In this short tutorial I’m presenting something that’s made me loose weeks of work. How to implement picking with a perspective camera in the Android platform using OPENGL 1.0.

The process of picking basically involves the user clicking a point in their device screen, we take that point and apply the inverse transforms that opengl applies to it’s 3D scene, and so get a point in the world coordinate system (wcs) that is where the player wanted to click. For the sake of simplicity, we will work on a simple 2D map, instead of having to cast a ray to intersect multiple objects.

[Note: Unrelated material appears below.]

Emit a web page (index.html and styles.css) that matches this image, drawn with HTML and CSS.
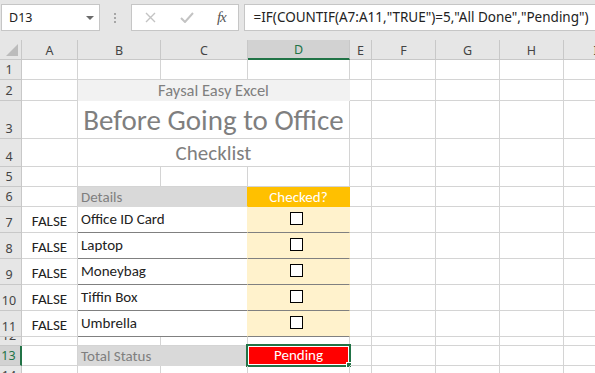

Usually, in opengl we would use the function glUnProject to un-project the point and so get the wcs equivalent point, but that function is plagued by errors on the Android platform and it’ very difficult to get the gl transformations for the projection and model matrixes.

Algorithm

So here is my solution. It might not be perfect, but it actually works.

Code Snippet
 /**
    * Calculates the transform from screen coordinate 
    * system to world coordinate system coordinates 
    * for a specific point, given a camera position.
    * 
    * @param touch Vec2 point of screen touch, the 
      actual position on physical screen (ej: 160, 240)
    * @param cam camera object with x,y,z of the 
      camera and screenWidth and screenHeight of 
      the device.
    * @return position in WCS.
    */
   public Vec2 GetWorldCoords( Vec2 touch, Camera cam)
   {  
       // Initialize auxiliary variables.
       Vec2 worldPos = new Vec2();
       
       // SCREEN height & width (ej: 320 x 480)
       float screenW = cam.GetScreenWidth();
       float screenH = cam.GetScreenHeight();
              
       // Auxiliary matrix and vectors 
       // to deal with ogl.
       float[] invertedMatrix, transformMatrix, 
           normalizedInPoint, outPoint;
       invertedMatrix = new float[16];
       transformMatrix = new float[16];
       normalizedInPoint = new float[4];
       outPoint = new float[4];
 
       // Invert y coordinate, as android uses 
       // top-left, and ogl bottom-left.
       int oglTouchY = (int) (screenH - touch.Y());
       
       /* Transform the screen point to clip 
       space in ogl (-1,1) */       
       normalizedInPoint[0] = 
        (float) ((touch.X()) * 2.0f / screenW - 1.0);
       normalizedInPoint[1] = 
        (float) ((oglTouchY) * 2.0f / screenH - 1.0);
       normalizedInPoint[2] = - 1.0f;
       normalizedInPoint[3] = 1.0f;
 
       /* Obtain the transform matrix and 
       then the inverse. */
       Print("Proj", getCurrentProjection(gl));
       Print("Model", getCurrentModelView(gl));
       Matrix.multiplyMM(
           transformMatrix, 0, 
           getCurrentProjection(gl), 0, 
           getCurrentModelView(gl), 0);
       Matrix.invertM(invertedMatrix, 0, 
           transformMatrix, 0);       
 
       /* Apply the inverse to the point 
       in clip space */
       Matrix.multiplyMV(
           outPoint, 0, 
           invertedMatrix, 0, 
           normalizedInPoint, 0);
       
       if (outPoint[3] == 0.0)
       {
           // Avoid /0 error.
           Log.e("World coords", "ERROR!");
           return worldPos;
       }
       
       // Divide by the 3rd component to find 
       // out the real position.
       worldPos.Set(
           outPoint[0] / outPoint[3], 
           outPoint[1] / outPoint[3]);
         
       return worldPos;       
   }
 

In my case, I’ve got a render, a logic and an application thread, this function is a service provided by the render thread, because it needs the gl Projection and ModelView matrixes.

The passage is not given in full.